Rates unchanged despite growth uncertainties

Despite concerns expressed by the Bank of England and the Federal Reserve about the underlying strength of their own and the broader global economy, both committees voted to keep interest rates unchanged. The Bank of England was almost unanimous, as only one member dissented by voting for a 25 basis point cut, compared to 3 at the last meeting. Why so hawkish? Surely, concerns about a general weakening in the economic outlook would justify easing monetary policy. Mr Trump certainly thinks so; Presidents are supposed to remain silent when it comes to influencing monetary policy, but when will this one ever remain silent on any topic?
Taking each statement individually, the Federal Reserve continues to express the view that the underlying economy has continued to expand at a solid pace, whatever that means. Unemployment has stabilised. However, inflation is still “somewhat elevated”. Economic uncertainty has increased. In a nutshell, they, like the rest of the world, are unsure about the current strength of the US economy, but whilst inflation remains above their 2% target, they are not minded to ease monetary policy further.
The Bank of England is in an even trickier position; inflation expectations are that UK prices this year could rise again close to 4% as fuel bills continue to rise. According to data released yesterday, wages are rising at almost 6% annually, while the economic outlook remains murky. Wages increasing at such a pace will add its own inflationary pressures while hindering profitability.
There is probably no doubt that both committees would love to cut rates in this uncertain world but dare not risk it. At some point, if the economic outlook weakens further, they may take the risk point, hoping a weaker outlook will naturally bring prices down.
Stocks had a small bounce on Wednesday and Thursday, as market investors were probably already discounting these statements, and no one expected any cuts. There was also some slightly better US housing data than forecast, which may have helped investor sentiment a little.

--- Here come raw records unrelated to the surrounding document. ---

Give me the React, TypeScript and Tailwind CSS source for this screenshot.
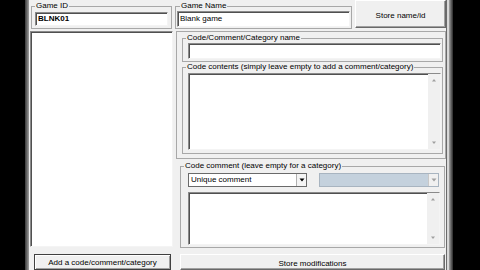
import type { ReactNode } from "react";

const SUNKEN =
  "border border-t-[#8a8a8a] border-l-[#8a8a8a] border-r-[#f4f4f4] border-b-[#f4f4f4] shadow-[inset_1px_1px_0_#505050] bg-white";
const RAISED =
  "border border-t-white border-l-white border-r-[#696969] border-b-[#696969] shadow-[inset_-1px_-1px_0_#a0a0a0] bg-[#f0f0f0]";

function Group({ label, className, children }: { label?: string; className: string; children: ReactNode }) {
  return (
    <fieldset className={`border border-[#a8a8a8] ${className}`}>
      {label && <legend className="ml-[3px] px-[1px] leading-[10px]">{label}</legend>}
      {children}
    </fieldset>
  );
}

function ScrollBar() {
  return (
    <div className="flex w-[12px] shrink-0 flex-col justify-between bg-[#f0f0f0] py-[3px]">
      <svg width="12" height="6" viewBox="0 0 12 6">
        <path d="M4 4.5 L6 2 L8 4.5 Z" fill="#a0a0a0" />
      </svg>
      <svg width="12" height="6" viewBox="0 0 12 6">
        <path d="M4 1.5 L6 4 L8 1.5 Z" fill="#a0a0a0" />
      </svg>
    </div>
  );
}

function Select({ text, disabled, className }: { text?: string; disabled?: boolean; className: string }) {
  return (
    <div
      className={`flex h-[14px] items-center border ${
        disabled ? "border-[#a8b4c0] bg-[#c4d1dd]" : "border-[#6a6a6a] bg-white"
      } ${className}`}
    >
      <span className="flex-1 truncate pl-[2px] leading-[12px]">{text}</span>
      <div
        className={`flex h-[12px] w-[10px] items-center justify-center border-l ${
          disabled ? "border-[#c8c8c8] bg-[#f0f0f0]" : "border-[#b0b0b0] bg-[#f4f4f4]"
        }`}
      >
        <svg width="6" height="4" viewBox="0 0 6 4">
          <path d="M0.5 0.5 L5.5 0.5 L3 3.5 Z" fill={disabled ? "#a0a0a0" : "#000"} />
        </svg>
      </div>
    </div>
  );
}

export default function App() {
  return (
    <div className="flex h-[270px] w-[480px] overflow-hidden bg-black font-['Liberation_Sans',Arial,sans-serif] text-[8px] text-black">
      <div className="w-[25px] shrink-0" />
      <div className="w-[4px] shrink-0 bg-gradient-to-r from-[#3a3a3a] to-[#a0a0a0]" />

      <div className="flex w-[417px] shrink-0 bg-[#f0f0f0]">
        {/* left column: id + code list */}
        <div className="flex w-[146px] shrink-0 flex-col">
          <Group label="Game ID" className="ml-[2px] mt-[1px] w-[141px] pb-[2px]">
            <div className={`${SUNKEN} ml-[3px] mt-[1px] flex h-[14px] w-[133px] items-center pl-[2px] font-bold`}>
              BLNK01
            </div>
          </Group>
          <div className={`${SUNKEN} ml-[1px] mt-[2px] h-[218px] w-[143px]`} />
          <div className="ml-[5px] mt-[7px] flex h-[16px] w-[137px] items-start justify-center border border-[#404040] bg-[#f0f0f0] pt-[2px] shadow-[inset_1px_1px_0_#fff,inset_-1px_-1px_0_#a0a0a0]">
            Add a code/comment/category
          </div>
        </div>

        {/* right column: name + code editor */}
        <div className="flex w-[271px] shrink-0 flex-col">
          <div className="flex h-[29px] items-start">
            <Group label="Game Name" className="mt-[1px] w-[177px] px-[1px] pb-[1px]">
              <div className={`${SUNKEN} flex h-[16px] w-[173px] items-center pl-[2px]`}>Blank game</div>
            </Group>
            <div className={`${RAISED} ml-[3px] flex h-[28px] w-[91px] items-center justify-center pt-[4px]`}>
              Store name/id
            </div>
          </div>

          <div className="ml-[1px] mt-[2px] flex h-[129px] w-[270px] flex-col border border-[#a8a8a8]">
            <Group label="Code/Comment/Category name" className="ml-[5px] mt-[1px] w-[261px] pb-[2px]">
              <div className={`${SUNKEN} ml-[5px] h-[16px] w-[253px]`} />
            </Group>
            <Group
              label="Code contents (simply leave empty to add a comment/category)"
              className="ml-[5px] w-[261px] pb-[3px]"
            >
              <div className={`${SUNKEN} ml-[5px] mt-[1px] flex h-[77px] w-[253px] justify-end`}>
                <ScrollBar />
              </div>
            </Group>
          </div>

          <Group label="Code comment (leave empty for a category)" className="ml-[5px] mt-[2px] w-[265px] pb-[2px]">
            <div className="ml-[7px] mt-[2px] flex gap-[12px]">
              <Select text="Unique comment" className="w-[119px]" />
              <Select disabled className="w-[120px]" />
            </div>
            <div className={`${SUNKEN} ml-[7px] mt-[5px] flex h-[53px] w-[252px] justify-end`}>
              <ScrollBar />
            </div>
          </Group>

          <div className={`${RAISED} ml-[5px] mt-[6px] flex h-[16px] w-[265px] items-start justify-center pt-[3px]`}>
            Store modifications
          </div>
        </div>
      </div>

      <div className="flex w-[7px] shrink-0">
        <div className="w-[1px] bg-[#6a6a6a]" />
        <div className="w-[2px] bg-[#d8d8d8]" />
        <div className="w-[4px] bg-gradient-to-r from-[#a8a8a8] to-[#2a2a2a]" />
      </div>
      <div className="flex-1" />
    </div>
  );
}
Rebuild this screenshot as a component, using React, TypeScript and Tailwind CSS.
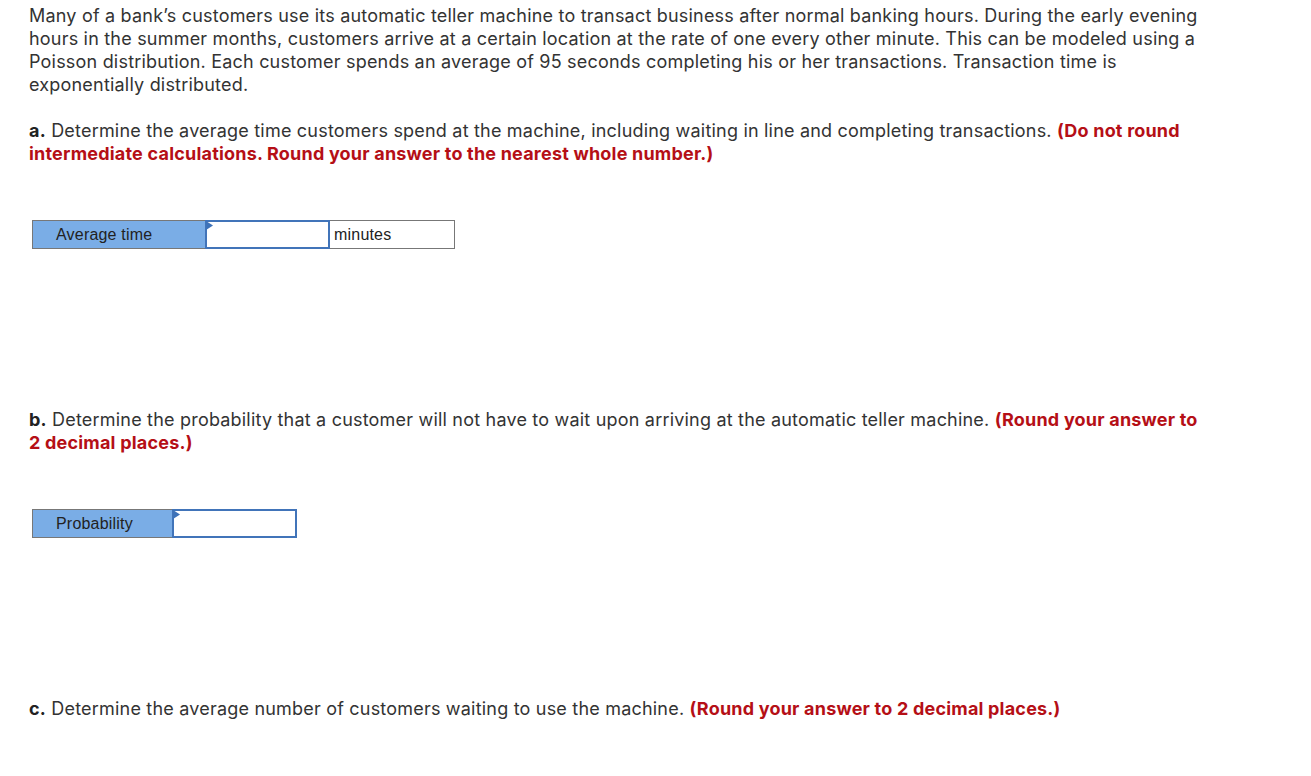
import React from 'react';

const Marker = () => (
  <svg className="absolute left-[-1px] top-[-1px]" width="7" height="9" viewBox="0 0 7 9">
    <path d="M0 0 L7 4.5 L0 9 Z" fill="#3d72b8" />
  </svg>
);

const AnswerRow = ({ label, labelWidth, unit }: { label: string; labelWidth: string; unit?: string }) => (
  <div className="flex h-[29px] font-['Liberation_Sans',Arial,sans-serif] text-[16px] text-[#222]">
    <div className={`${labelWidth} flex items-center border border-r-0 border-[#777] bg-[#7aade6] pl-[23px]`}>{label}</div>
    <div className="relative w-[125px] border-2 border-[#4174b9] bg-white">
      <Marker />
    </div>
    {unit && (
      <div className="flex w-[125px] items-center border border-l-0 border-[#777] bg-white pl-[4px]">{unit}</div>
    )}
  </div>
);

export default function App() {
  return (
    <div className="min-h-screen bg-white pl-[29px] pt-[4px] font-['Inter',sans-serif] text-[18px] leading-[23px] tracking-[0.2px] text-[#333]">
      <div className="w-[1181px]">
        <p>
          Many of a bank’s customers use its automatic teller machine to transact business after normal banking hours. During the early evening hours in the summer months, customers arrive at a certain location at the rate of one every other minute. This can be modeled using a Poisson distribution. Each customer spends an average of 95 seconds completing his or her transactions. Transaction time is exponentially distributed.
        </p>

        <p className="mt-[23px]">
          <b className="font-bold text-[#222]">a.</b> Determine the average time customers spend at the machine, including waiting in line and completing transactions.{' '}
          <b className="font-bold text-[#b50f16]">(Do not round intermediate calculations. Round your answer to the nearest whole number.)</b>
        </p>
        <div className="ml-[3px] mt-[55px]">
          <AnswerRow label="Average time" labelWidth="w-[173px]" unit="minutes" />
        </div>

        <p className="mt-[159px]">
          <b className="font-bold text-[#222]">b.</b> Determine the probability that a customer will not have to wait upon arriving at the automatic teller machine.{' '}
          <b className="font-bold text-[#b50f16]">(Round your answer to 2 decimal places.)</b>
        </p>
        <div className="ml-[3px] mt-[55px]">
          <AnswerRow label="Probability" labelWidth="w-[140px]" />
        </div>

        <p className="mt-[159px]">
          <b className="font-bold text-[#222]">c.</b> Determine the average number of customers waiting to use the machine.{' '}
          <b className="font-bold text-[#b50f16]">(Round your answer to 2 decimal places.)</b>
        </p>
      </div>
    </div>
  );
}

Trading volumes on Thursday were some of the lowest this year despite the recent correction in US stocks in the past month. US stocks are cheaper than they have been for a while, but they are still not cheap. Particularly when you consider one can pick up over 4% by sticking the money into government securities, the risk-reward remains uncertain for piling into US companies. Which accounts for part of the reason European and UK stocks have seen something of a return to favour. Back to who is winning the least ugly competition.